The top of the stack is the access layer. It’s the entry point through which users access all of the different applications and platforms that make up the vast world of Web3. 

For example, digital crypto wallets that hold users’ cryptocurrencies are an access layer technology. Other examples include privacy-focused browsers, such as Brave, which exists as an alternative to centralized browsers like Chrome or Safari that monitor user data. 

How is Web3 Different From Blockchain, Crypto, and NFTs?

Blockchain, cryptocurrency, and NFTs are all individual components that fall under the larger umbrella of the term “Web3.” It’s the same way you could say that games, social media, and communication can all be described as part of the internet.

  • Blockchain is the protocol that allows for immutable (that is, permanent and unchanging), transparent transactions. These transactions often involve cryptocurrency but can include any kind of data. Blockchain provides a shared, trustless base layer for Web3 platforms to build on. 
  • Cryptocurrency is an innovative digital asset that makes it easier for people to transfer value between others. Crypto is designed to be a decentralized, censorship-resistant alternative to fiat currency.
  • Non-fungible Tokens (NFTs) are unique digital tokens that represent ownership of any type of asset, from virtual real estate to physical art. NFTs cannot be replicated, but they can be sold or traded.

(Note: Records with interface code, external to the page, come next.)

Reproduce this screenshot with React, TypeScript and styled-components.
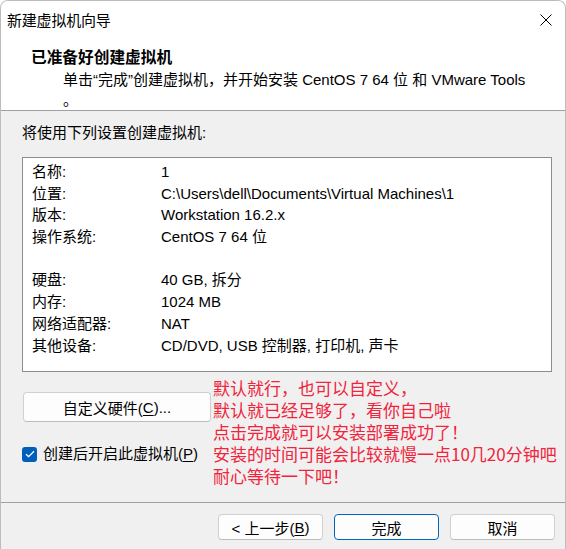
import React from "react";
import styled, { createGlobalStyle } from "styled-components";

const GlobalStyle = createGlobalStyle`
  html, body { margin: 0; padding: 0; background: #ffffff; }
  body { font-family: "Liberation Sans", "Noto Sans CJK SC", sans-serif; }
  * { box-sizing: border-box; }
`;

const Window = styled.div`
  width: 566px;
  height: 549px;
  display: flex;
  flex-direction: column;
  background: #f0f0f0;
  border: 1px solid #bcbcbc;
  border-bottom: none;
  border-radius: 8px 8px 0 0;
  overflow: hidden;
  font-size: 15px;
  color: #000;
`;

const TitleBar = styled.div`
  height: 37px;
  flex: none;
  background: #fff;
  display: flex;
  align-items: center;
  justify-content: space-between;
  padding: 0 13px 0 6px;
`;

const TitleText = styled.div`
  font-size: 15px;
  line-height: 20px;
  font-family: "Noto Sans CJK SC", sans-serif;
  letter-spacing: -0.2px;
`;

const CloseIcon = styled.svg`
  width: 12px;
  height: 12px;
  display: block;
`;

const Header = styled.div`
  flex: none;
  background: #fff;
  border-bottom: 1px solid #a0a0a0;
  padding: 9px 0 0 30px;
  height: 73px;
`;

const HeaderTitle = styled.div`
  font-weight: bold;
  font-size: 15.7px;
  line-height: 20px;
  font-family: "Noto Sans CJK SC", sans-serif;
`;

const HeaderDesc = styled.div`
  margin: 3px 0 0 32px;
  line-height: 20px;
  white-space: nowrap;
`;

const Body = styled.div`
  flex: none;
  padding: 12px 13px 0 21px;
`;

const SectionLabel = styled.div`
  line-height: 20px;
`;

const ListBox = styled.div`
  margin-top: 14px;
  height: 215px;
  background: #fff;
  border: 1px solid #8c8c8c;
  padding: 3px 0 0 9px;
`;

const Row = styled.div`
  display: grid;
  grid-template-columns: 129px 1fr;
  height: 21.7px;
  line-height: 21.7px;
  white-space: nowrap;
`;

const Lower = styled.div`
  height: 130px;
  display: grid;
  grid-template-columns: 191px 1fr;
`;

const LeftCol = styled.div`
  display: flex;
  flex-direction: column;
  align-items: flex-start;
`;

const PushButton = styled.button<{ $primary?: boolean }>`
  font: inherit;
  font-size: 15px;
  color: #000;
  background: #fdfdfd;
  border: 1px solid ${(p) => (p.$primary ? "#0067c0" : "#d0d0d0")};
  border-bottom-color: ${(p) => (p.$primary ? "#0067c0" : "#bdbdbd")};
  border-radius: 4px;
  padding: 0;
  display: flex;
  align-items: center;
  justify-content: center;
  white-space: nowrap;
`;

const HardwareButton = styled(PushButton)`
  margin: 20px 0 0 1px;
  width: 188px;
  height: 30px;
`;

const CheckRow = styled.label`
  margin-top: 22px;
  display: flex;
  align-items: center;
  gap: 6px;
  line-height: 20px;
  white-space: nowrap;
`;

const CheckBox = styled.span`
  width: 15px;
  height: 15px;
  border-radius: 3px;
  background: #005fb8;
  display: flex;
  align-items: center;
  justify-content: center;
`;

const Note = styled.div`
  margin-top: 5px;
  font-family: "Noto Sans CJK SC", sans-serif;
  font-size: 17px;
  line-height: 22px;
  color: #f0243c;
  white-space: nowrap;
`;

const Footer = styled.div`
  flex: none;
  border-top: 1px solid #a0a0a0;
  padding: 11px 10px 0 0;
  display: flex;
  justify-content: flex-end;
  gap: 11px;
`;

const FooterButton = styled(PushButton)`
  width: 105px;
  height: 26px;
`;

const Key = styled.u`
  text-decoration: underline;
  text-underline-offset: 2px;
  text-decoration-thickness: 1px;
`;

const rows: [string, string][] = [
  ["名称:", "1"],
  ["位置:", "C:\\Users\\dell\\Documents\\Virtual Machines\\1"],
  ["版本:", "Workstation 16.2.x"],
  ["操作系统:", "CentOS 7 64 位"],
  ["", ""],
  ["硬盘:", "40 GB, 拆分"],
  ["内存:", "1024 MB"],
  ["网络适配器:", "NAT"],
  ["其他设备:", "CD/DVD, USB 控制器, 打印机, 声卡"],
];

const notes = [
  "默认就行，也可以自定义，",
  "默认就已经足够了，看你自己啦",
  "点击完成就可以安装部署成功了！",
  "安装的时间可能会比较就慢一点10几20分钟吧",
  "耐心等待一下吧！",
];

export default function App() {
  return (
    <>
      <GlobalStyle />
      <Window>
        <TitleBar>
          <TitleText>新建虚拟机向导</TitleText>
          <CloseIcon viewBox="0 0 12 12">
            <path d="M0.5 0.5 L11.5 11.5 M11.5 0.5 L0.5 11.5" stroke="#000" strokeWidth="1" fill="none" />
          </CloseIcon>
        </TitleBar>
        <Header>
          <HeaderTitle>已准备好创建虚拟机</HeaderTitle>
          <HeaderDesc>
            单击“完成”创建虚拟机，并开始安装 CentOS 7 64 位 和 VMware Tools
            <br />。
          </HeaderDesc>
        </Header>
        <Body>
          <SectionLabel>将使用下列设置创建虚拟机:</SectionLabel>
          <ListBox>
            {rows.map(([k, v], i) => (
              <Row key={i}>
                <span>{k}</span>
                <span>{v}</span>
              </Row>
            ))}
          </ListBox>
          <Lower>
            <LeftCol>
              <HardwareButton>
                自定义硬件(<Key>C</Key>)...
              </HardwareButton>
              <CheckRow>
                <CheckBox>
                  <svg width="10" height="8" viewBox="0 0 10 8">
                    <path d="M1 4.2 L3.6 6.6 L9 1.2" stroke="#fff" strokeWidth="1.3" fill="none" />
                  </svg>
                </CheckBox>
                <span>
                  创建后开启此虚拟机(<Key>P</Key>)
                </span>
              </CheckRow>
            </LeftCol>
            <Note>
              {notes.map((n, i) => (
                <div key={i}>{n}</div>
              ))}
            </Note>
          </Lower>
        </Body>
        <Footer>
          <FooterButton>
            &lt; 上一步(<Key>B</Key>)
          </FooterButton>
          <FooterButton $primary>完成</FooterButton>
          <FooterButton>取消</FooterButton>
        </Footer>
      </Window>
    </>
  );
}
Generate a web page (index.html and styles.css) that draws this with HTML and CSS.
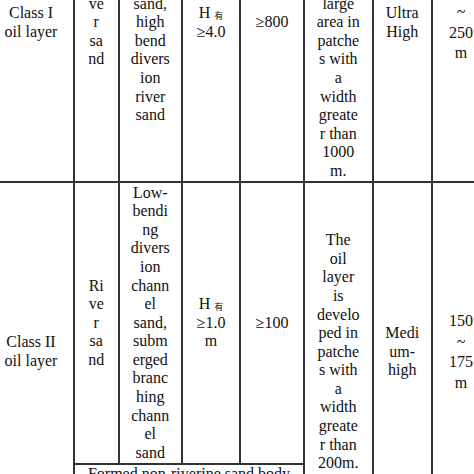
FILE: index.html
```html
<!DOCTYPE html>
<html>
<head>
<meta charset="utf-8">
<link rel="stylesheet" href="styles.css">
</head>
<body>
<div class="page">
<table class="grid">
<colgroup>
<col class="w1"><col class="w2"><col class="w3"><col class="w4"><col class="w5"><col class="w6"><col class="w7"><col class="w8">
</colgroup>
<tr class="r1">
<td>Class I<br>oil layer</td>
<td>Ri<br>ve<br>r<br>sa<br>nd</td>
<td>Main<br>chann<br>el<br>river<br>sand,<br>high<br>bend<br>divers<br>ion<br>river<br>sand</td>
<td>H <span class="sub">有</span><br>≥4.0</td>
<td>≥800</td>
<td>The<br>oil<br>layer<br>is<br>develo<br>ped in<br>a<br>large<br>area in<br>patche<br>s with<br>a<br>width<br>greate<br>r than<br>1000<br>m.</td>
<td>Ultra<br>High</td>
<td class="wide">200<br>~<br>250<br>m</td>
</tr>
<tr class="r2">
<td rowspan="2">Class II<br>oil layer</td>
<td>Ri<br>ve<br>r<br>sa<br>nd</td>
<td>Low-<br>bendi<br>ng<br>divers<br>ion<br>chann<br>el<br>sand,<br>subm<br>erged<br>branc<br>hing<br>chann<br>el<br>sand</td>
<td>H <span class="sub">有</span><br>≥1.0<br>m</td>
<td>≥100</td>
<td rowspan="2">The<br>oil<br>layer<br>is<br>develo<br>ped in<br>patche<br>s with<br>a<br>width<br>greate<br>r than<br>200m.</td>
<td rowspan="2">Medi<br>um-<br>high</td>
<td rowspan="2" class="wide">150<br>~<br>175<br>m</td>
</tr>
<tr class="r3">
<td colspan="4">Formed non-riverine sand body<br>with poor continuity<br>and small area</td>
</tr>
</table>
</div>
</body>
</html>
```
FILE: styles.css
```css
html, body {
  margin: 0;
  padding: 0;
  background: #ffffff;
}
.page {
  width: 474px;
  height: 474px;
  overflow: hidden;
  background: #ffffff;
}
.grid {
  border-collapse: collapse;
  table-layout: fixed;
  width: 502px;
  margin: -138px 0 0 -13px;
  font-family: "Liberation Serif", "Times New Roman", serif;
  font-size: 16px;
  line-height: 18.6px;
  color: #111111;
}
.w1 { width: 86px; }
.w2 { width: 44.5px; }
.w3 { width: 63.5px; }
.w4 { width: 58px; }
.w5 { width: 64px; }
.w6 { width: 68.5px; }
.w7 { width: 59.5px; }
.w8 { width: 58px; }
.grid td {
  border: 2px solid #333333;
  padding: 0;
  text-align: center;
  vertical-align: middle;
  white-space: nowrap;
  overflow: hidden;
}
.r1 { height: 319px; }
.r2 { height: 282px; }
.r3 { height: 58px; }
.wide {
  line-height: 20.5px;
}
.sub {
  font-family: "Noto Sans CJK SC", sans-serif;
  font-size: 9px;
  vertical-align: -1px;
  line-height: 1;
}
```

Web3 is still evolving, but it’s clear that these emerging technologies will shape the internet of the future. The rapid growth of blockchain apps and the meteoric rise in cryptocurrency adoption are proof that there are plenty of real-world use cases for Web3 platforms, and plenty of interest to go with them. 

As time goes on and the technology develops, Web3 will continue to make the internet safer, more equitable, and more useful for everyone.